> Written exercise
From the entries below, gather each line containing the word "components".

═════ Input rows ═════

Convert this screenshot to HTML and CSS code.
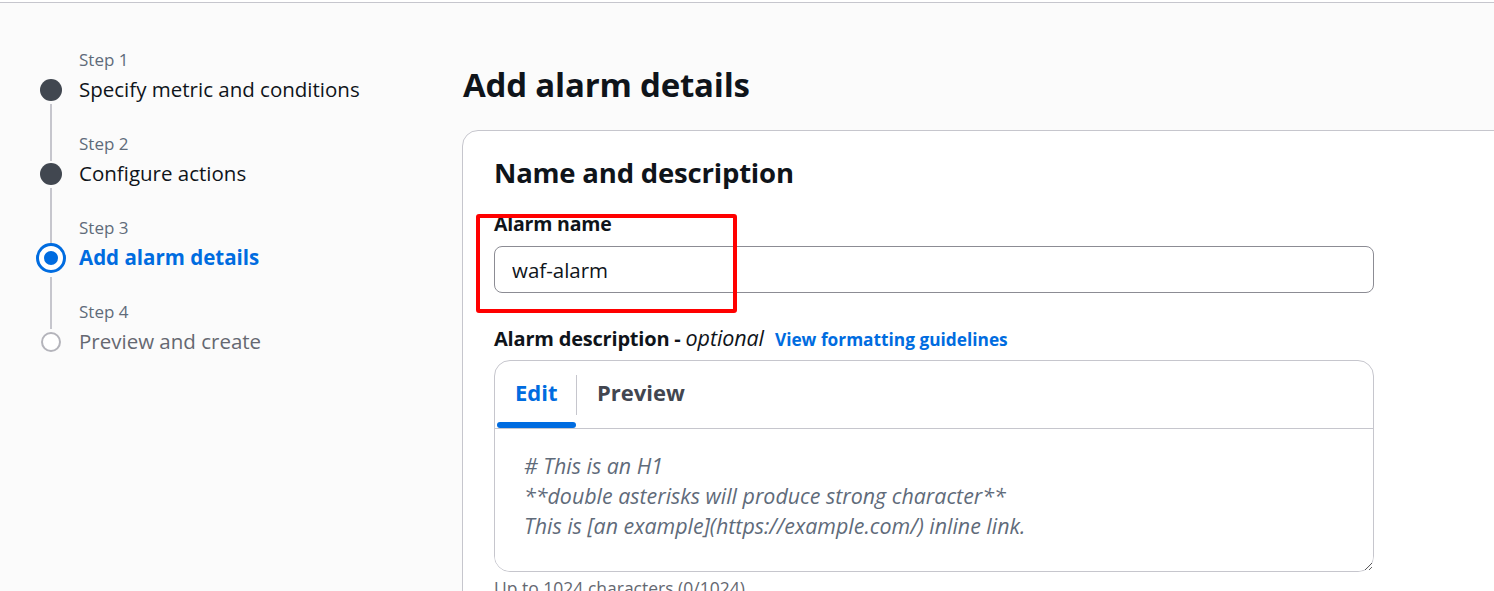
FILE: index.html
```html
<!DOCTYPE html>
<html lang="en">
<head>
<meta charset="utf-8">
<title>Add alarm details</title>
<link rel="stylesheet" href="styles.css">
</head>
<body>
<div class="topline"></div>
<div class="layout">
  <nav class="steps">
    <div class="step done">
      <div class="step-label">Step 1</div>
      <div class="step-row"><span class="dot"></span><span class="step-title">Specify metric and conditions</span></div>
    </div>
    <div class="step done">
      <div class="step-label">Step 2</div>
      <div class="step-row"><span class="dot"></span><span class="step-title">Configure actions</span></div>
    </div>
    <div class="step active">
      <div class="step-label">Step 3</div>
      <div class="step-row"><span class="dot"></span><span class="step-title">Add alarm details</span></div>
    </div>
    <div class="step todo last">
      <div class="step-label">Step 4</div>
      <div class="step-row"><span class="dot"></span><span class="step-title">Preview and create</span></div>
    </div>
  </nav>
  <main class="main">
    <h1 class="page-title">Add alarm details</h1>
    <section class="card">
      <h2 class="card-title">Name and description</h2>
      <div class="field name-field">
        <label class="label" for="alarm-name">Alarm name</label>
        <input id="alarm-name" class="input" type="text" value="waf-alarm">
        <div class="highlight"></div>
      </div>
      <div class="field">
        <div class="label-row">
          <span class="label desc-label">Alarm description - <em>optional</em></span>
          <a class="link" href="#">View formatting guidelines</a>
        </div>
        <div class="editor">
          <div class="tabs">
            <div class="tab tab-active">Edit</div>
            <div class="tab-sep"></div>
            <div class="tab">Preview</div>
          </div>
          <textarea class="textarea" placeholder="# This is an H1
**double asterisks will produce strong character**
This is [an example](https://example.com/) inline link."></textarea>
        </div>
        <div class="hint">Up to 1024 characters (0/1024).</div>
      </div>
    </section>
  </main>
</div>
</body>
</html>
```

FILE: styles.css
```css
* { box-sizing: border-box; }
html, body { margin: 0; padding: 0; }
body {
  background: #fbfbfb;
  font-family: "Open Sans", "Noto Sans", sans-serif;
  color: #0f141a;
  overflow: hidden;
  height: 591px;
}
.topline {
  height: 3px;
  background: #fff;
  border-bottom: 1px solid #c6c6cd;
}
.layout {
  display: flex;
}
.steps {
  width: 462px;
  flex: none;
  padding: 46px 0 0 40px;
}
.step {
  position: relative;
  padding-left: 39px;
  height: 84px;
}
.step::after {
  content: "";
  position: absolute;
  left: 10px;
  top: 55px;
  width: 2px;
  height: 57px;
  background: #c6c6cd;
}
.step.active::after { top: 60px; height: 52px; }
.step.last::after { display: none; }
.step-label {
  font-size: 17px;
  line-height: 22px;
  color: #5f6b7a;
}
.step-row {
  position: relative;
  margin-top: 5px;
  line-height: 26px;
}
.step-title {
  font-size: 20.5px;
  color: #0f141a;
}
.dot {
  position: absolute;
  left: -39px;
  top: 3px;
  width: 22px;
  height: 22px;
  border-radius: 50%;
  background: #414750;
}
.active .dot {
  left: -43px;
  top: -1px;
  width: 30px;
  height: 30px;
  background: #fff;
  border: 3px solid #006ce0;
}
.active .dot::after {
  content: "";
  position: absolute;
  left: 5px;
  top: 5px;
  width: 14px;
  height: 14px;
  border-radius: 50%;
  background: #006ce0;
}
.active .step-title { color: #006ce0; font-weight: 700; }
.todo .dot {
  left: -38px;
  top: 4px;
  width: 20px;
  height: 20px;
  background: #fff;
  border: 2px solid #b4b4bb;
}
.todo .step-title { color: #656871; }

.main {
  flex: 1;
  min-width: 0;
}
.page-title {
  margin: 62px 0 0 1px;
  font-size: 33px;
  line-height: 40px;
  font-weight: 700;
  letter-spacing: -0.2px;
}
.card {
  margin-top: 25px;
  width: 1100px;
  background: #fff;
  border: 1px solid #c6c6cd;
  border-radius: 16px;
  padding: 23px 0 40px 31px;
  height: 600px;
}
.card-title {
  margin: 0;
  font-size: 27.5px;
  line-height: 38px;
  font-weight: 700;
  letter-spacing: -0.2px;
}
.field { width: 880px; position: relative; }
.name-field { margin-top: 20px; }
.label {
  display: block;
  font-size: 19.5px;
  font-weight: 700;
  line-height: 24px;
  letter-spacing: -0.2px;
}
.desc-label { font-size: 20px; }
.label em { font-weight: 400; font-style: italic; font-size: 21.5px; letter-spacing: -0.1px; }
.input {
  display: block;
  margin-top: 10px;
  width: 880px;
  height: 47px;
  border: 1px solid #8c8c94;
  border-radius: 8px;
  padding: 0 17px;
  font: inherit;
  font-size: 20.5px;
  color: #0f141a;
  background: #fff;
}
.highlight {
  position: absolute;
  left: -18px;
  top: 2px;
  width: 261px;
  height: 99px;
  border: 4px solid #ff0000;
  border-radius: 3px;
  pointer-events: none;
}
.field + .field { margin-top: 33px; }
.label-row {
  display: flex;
  align-items: baseline;
  gap: 11px;
}
.label-row .label { display: inline; }
.link {
  color: #006ce0;
  font-weight: 700;
  font-size: 17.3px;
  text-decoration: none;
}
.editor {
  margin-top: 9px;
  border: 1px solid #c6c6cd;
  border-radius: 16px;
  background: #fff;
}
.tabs {
  display: flex;
  align-items: center;
  height: 68px;
  border-bottom: 1px solid #c6c6cd;
  padding-left: 2px;
}
.tab {
  position: relative;
  height: 100%;
  display: flex;
  align-items: center;
  padding: 0 19px 5px 20px;
  font-size: 22px;
  font-weight: 700;
  color: #424650;
}
.tab-active { color: #006ce0; width: 79px; padding-left: 18px; }
.tab-active::after {
  content: "";
  position: absolute;
  left: 0;
  right: 0;
  bottom: 0;
  height: 6px;
  border-radius: 3px;
  background: #006ce0;
}
.tab-sep {
  width: 1px;
  height: 40px;
  background: #c6c6cd;
  margin-right: 0;
}
.textarea {
  display: block;
  width: 100%;
  height: 142px;
  border: none;
  border-radius: 0 0 15px 15px;
  padding: 22px 29px;
  font: inherit;
  font-size: 21.4px;
  line-height: 30px;
  resize: vertical;
  outline: none;
  background: #fff;
}
.textarea::placeholder {
  color: #5f6b7a;
  font-style: italic;
}
.hint {
  margin-top: 4px;
  font-size: 17.5px;
  line-height: 24px;
  color: #656871;
}
```
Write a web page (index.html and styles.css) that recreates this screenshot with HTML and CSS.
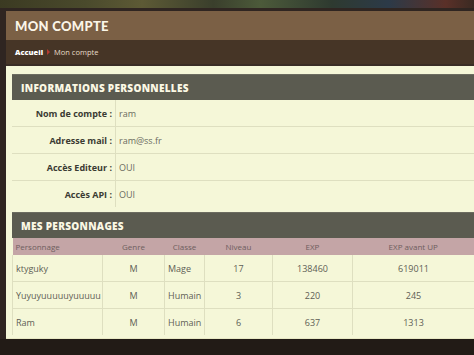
FILE: index.html
```html
<!DOCTYPE html>
<html lang="fr">
<head>
<meta charset="utf-8" />
<title>Mon compte</title>
<link rel="stylesheet" href="styles.css">
</head>
<body>

<div class="banner"></div>

<div id="wrap">
	<h1 class="page-title">MON COMPTE</h1>
	<div class="breadcrumb">
		<a href="#">Accueil</a>
		<span class="sep"></span>
		<span class="current">Mon compte</span>
	</div>

	<div class="content">
		<h2 class="block-title">INFORMATIONS PERSONNELLES</h2>
		<table class="infos">
			<tr><th>Nom de compte :</th><td>ram</td></tr>
			<tr><th>Adresse mail :</th><td>ram@ss.fr</td></tr>
			<tr><th>Accès Editeur :</th><td>OUI</td></tr>
			<tr><th>Accès API :</th><td>OUI</td></tr>
		</table>

		<h2 class="block-title second">MES PERSONNAGES</h2>
		<table class="persos">
			<colgroup>
				<col class="c-nom" /><col class="c-genre" /><col class="c-classe" />
				<col class="c-niveau" /><col class="c-exp" /><col />
			</colgroup>
			<thead>
				<tr>
					<th class="left">Personnage</th>
					<th>Genre</th>
					<th>Classe</th>
					<th>Niveau</th>
					<th>EXP</th>
					<th>EXP avant UP</th>
				</tr>
			</thead>
			<tbody>
				<tr><td class="left">ktyguky</td><td>M</td><td class="left">Mage</td><td>17</td><td>138460</td><td>619011</td></tr>
				<tr><td class="left">Yuyuyuuuuuyuuuuu</td><td>M</td><td class="left">Humain</td><td>3</td><td>220</td><td>245</td></tr>
				<tr><td class="left">Ram</td><td>M</td><td class="left">Humain</td><td>6</td><td>637</td><td>1313</td></tr>
			</tbody>
		</table>
	</div>
</div>

<div class="footer"></div>

</body>
</html>
```

FILE: styles.css
```css
html, body {
	margin:0;
	padding:0;
}
body {
	background:#2f2521;
	font-family:"Open Sans", "Liberation Sans", sans-serif;
	width:474px;
	height:355px;
	overflow:hidden;
}
.banner {
	height:8px;
	background:linear-gradient(90deg, #3b3a22 0%, #4a4a2c 18%, #5d5a35 30%, #3a3f2c 45%, #4c5a3a 55%, #2e3a30 70%, #2c3a48 82%, #5a3028 94%, #3a2a22 100%);
}
#wrap {
	padding:3px 0 0 6px;
	background:#2f2521;
}
.page-title {
	margin:0;
	height:29px;
	line-height:30px;
	padding-left:9px;
	background:#7b6045;
	color:#fbf6e8;
	font-family:Lato, "Open Sans", sans-serif;
	font-size:13px;
	font-weight:900;
	letter-spacing:0.3px;
}
.breadcrumb {
	height:24px;
	line-height:24px;
	padding-left:9px;
	background:#463526;
	font-size:7.5px;
	color:#e6dcc8;
	display:flex;
	align-items:center;
	gap:4px;
	border-bottom:2px solid #3a2d25;
}
.breadcrumb a {
	color:#fff;
	font-weight:800;
	text-decoration:none;
}
.breadcrumb .sep {
	width:0;
	height:0;
	border-left:3px solid #b23a2e;
	border-top:3px solid transparent;
	border-bottom:3px solid transparent;
}
.content {
	background:#f5f7d8;
	padding:8px 0 3px 6px;
	border-bottom:1px solid #e8e8c4;
}
.block-title {
	margin:0;
	height:26px;
	line-height:26px;
	padding-left:9px;
	background:#5b5b50;
	border-top:1px solid #6c6c60;
	box-sizing:border-box;
	color:#fbf8e4;
	font-size:10px;
	font-weight:800;
	letter-spacing:0.3px;
}
.block-title.second {
	margin-top:5px;
}
table {
	border-collapse:collapse;
	width:100%;
}
.infos th, .infos td {
	height:26px;
	border-bottom:1px solid #dedfc0;
	font-size:9px;
	padding:0;
}
.infos tr:last-child th, .infos tr:last-child td {
	border-bottom:none;
}
.infos th {
	width:100px;
	text-align:right;
	padding-right:3px;
	color:#3b3b33;
	font-weight:700;
	border-right:1px solid #dedfc0;
}
.infos td {
	padding-left:3px;
	color:#6a6a60;
}
.persos {
	table-layout:fixed;
}
.persos .c-nom { width:90px; }
.persos .c-genre { width:62px; }
.persos .c-classe { width:40px; }
.persos .c-niveau { width:68px; }
.persos .c-exp { width:80px; }
.persos th {
	height:17px;
	padding:0;
	background:#c4a5a6;
	color:#6e5e5e;
	font-size:8px;
	font-weight:400;
	text-align:center;
}
.persos td {
	height:26px;
	padding:0;
	font-size:9px;
	color:#5e5e55;
	text-align:center;
	border-bottom:1px solid #dedfc0;
	border-left:1px solid #dedfc0;
	white-space:nowrap;
	overflow:hidden;
}
.persos tbody tr:last-child td {
	border-bottom:none;
}
.persos .left {
	text-align:left;
	padding-left:3px;
}
.footer {
	height:20px;
	background:#221b16;
}
```
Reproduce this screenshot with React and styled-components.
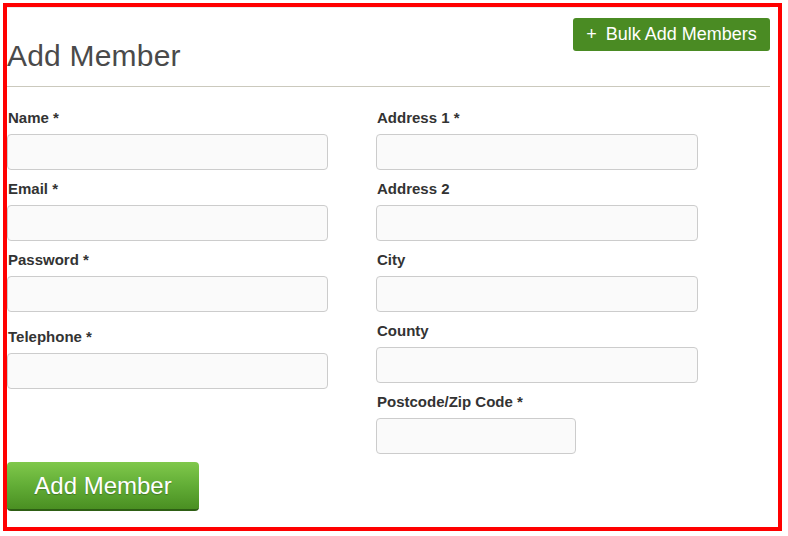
import React from "react";
import styled, { createGlobalStyle } from "styled-components";

const GlobalStyle = createGlobalStyle`
  html, body {
    margin: 0;
    padding: 0;
    background: #fff;
  }
  body {
    font-family: "Liberation Sans", Arial, Helvetica, sans-serif;
    color: #333;
  }
`;

const Frame = styled.div`
  margin: 3px;
  width: 779px;
  height: 528px;
  box-sizing: border-box;
  border: 4px solid #ff0000;
  overflow: hidden;
`;

const Content = styled.div`
  width: 763px;
  border-top: 1px solid #ececec;
`;

const Header = styled.div`
  display: flex;
  justify-content: space-between;
  align-items: flex-start;
  height: 78px;
  border-bottom: 1px solid #cbc9bd;
`;

const Title = styled.h1`
  align-self: flex-end;
  margin: 0 0 15px 0;
  font-size: 30px;
  line-height: 30px;
  font-weight: 300;
  color: #4a4a4a;
  letter-spacing: 0.2px;
`;

const BulkButton = styled.button`
  margin-top: 10px;
  width: 197px;
  height: 33px;
  padding: 0;
  border: none;
  border-radius: 3px;
  background: #4a8b23;
  color: #fff;
  font-family: "Liberation Sans", Arial, sans-serif;
  font-size: 18px;
  display: flex;
  align-items: center;
  justify-content: center;
  cursor: pointer;
`;

const Plus = styled.span`
  margin-right: 9px;
  font-size: 18px;
`;

const Form = styled.form`
  padding-top: 21px;
`;

const Columns = styled.div`
  display: grid;
  grid-template-columns: 321px 322px;
  column-gap: 48px;
  align-items: start;
`;

const Column = styled.div`
  display: flex;
  flex-direction: column;
  gap: 9px;
`;

const Field = styled.div`
  display: flex;
  flex-direction: column;
  margin-top: ${(p) => p.$offset || 0}px;
`;

const Label = styled.label`
  display: block;
  font-size: 15px;
  line-height: 20px;
  font-weight: 700;
  color: #333;
  margin-bottom: 6px;
  padding-left: 1px;
`;

const Input = styled.input`
  box-sizing: border-box;
  width: ${(p) => p.$width || "100%"};
  height: 36px;
  background: #fafafa;
  border: 1px solid #cccccc;
  border-radius: 4px;
  font-family: "Liberation Sans", Arial, sans-serif;
  font-size: 15px;
  padding: 0 8px;
  outline: none;
`;

const SubmitButton = styled.button`
  margin-top: 8px;
  width: 192px;
  height: 49px;
  padding: 0;
  border: none;
  border-bottom: 2px solid #2e5e14;
  border-radius: 4px;
  background: linear-gradient(to bottom, #80c84b 0%, #62ad36 50%, #4a8f22 100%);
  color: #fff;
  font-family: "Liberation Sans", Arial, sans-serif;
  font-size: 24px;
  text-shadow: 0 1px 1px rgba(0, 0, 0, 0.25);
  cursor: pointer;
`;

const leftFields = [
  { label: "Name *" },
  { label: "Email *" },
  { label: "Password *" },
  { label: "Telephone *", offset: 6 },
];

const rightFields = [
  { label: "Address 1 *" },
  { label: "Address 2" },
  { label: "City" },
  { label: "County" },
  { label: "Postcode/Zip Code *", width: "200px" },
];

function FormField({ label, offset, width }) {
  return (
    <Field $offset={offset}>
      <Label>{label}</Label>
      <Input type="text" $width={width} />
    </Field>
  );
}

export default function App() {
  return (
    <>
      <GlobalStyle />
      <Frame>
        <Content>
          <Header>
            <Title>Add Member</Title>
            <BulkButton type="button">
              <Plus>+</Plus>Bulk Add Members
            </BulkButton>
          </Header>
          <Form onSubmit={(e) => e.preventDefault()}>
            <Columns>
              <Column>
                {leftFields.map((f) => (
                  <FormField key={f.label} {...f} />
                ))}
              </Column>
              <Column>
                {rightFields.map((f) => (
                  <FormField key={f.label} {...f} />
                ))}
              </Column>
            </Columns>
            <SubmitButton type="submit">Add Member</SubmitButton>
          </Form>
        </Content>
      </Frame>
    </>
  );
}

═════

> Answer for the task
Reproduce this screenshot with React and styled-components.
import styled, { createGlobalStyle } from "styled-components";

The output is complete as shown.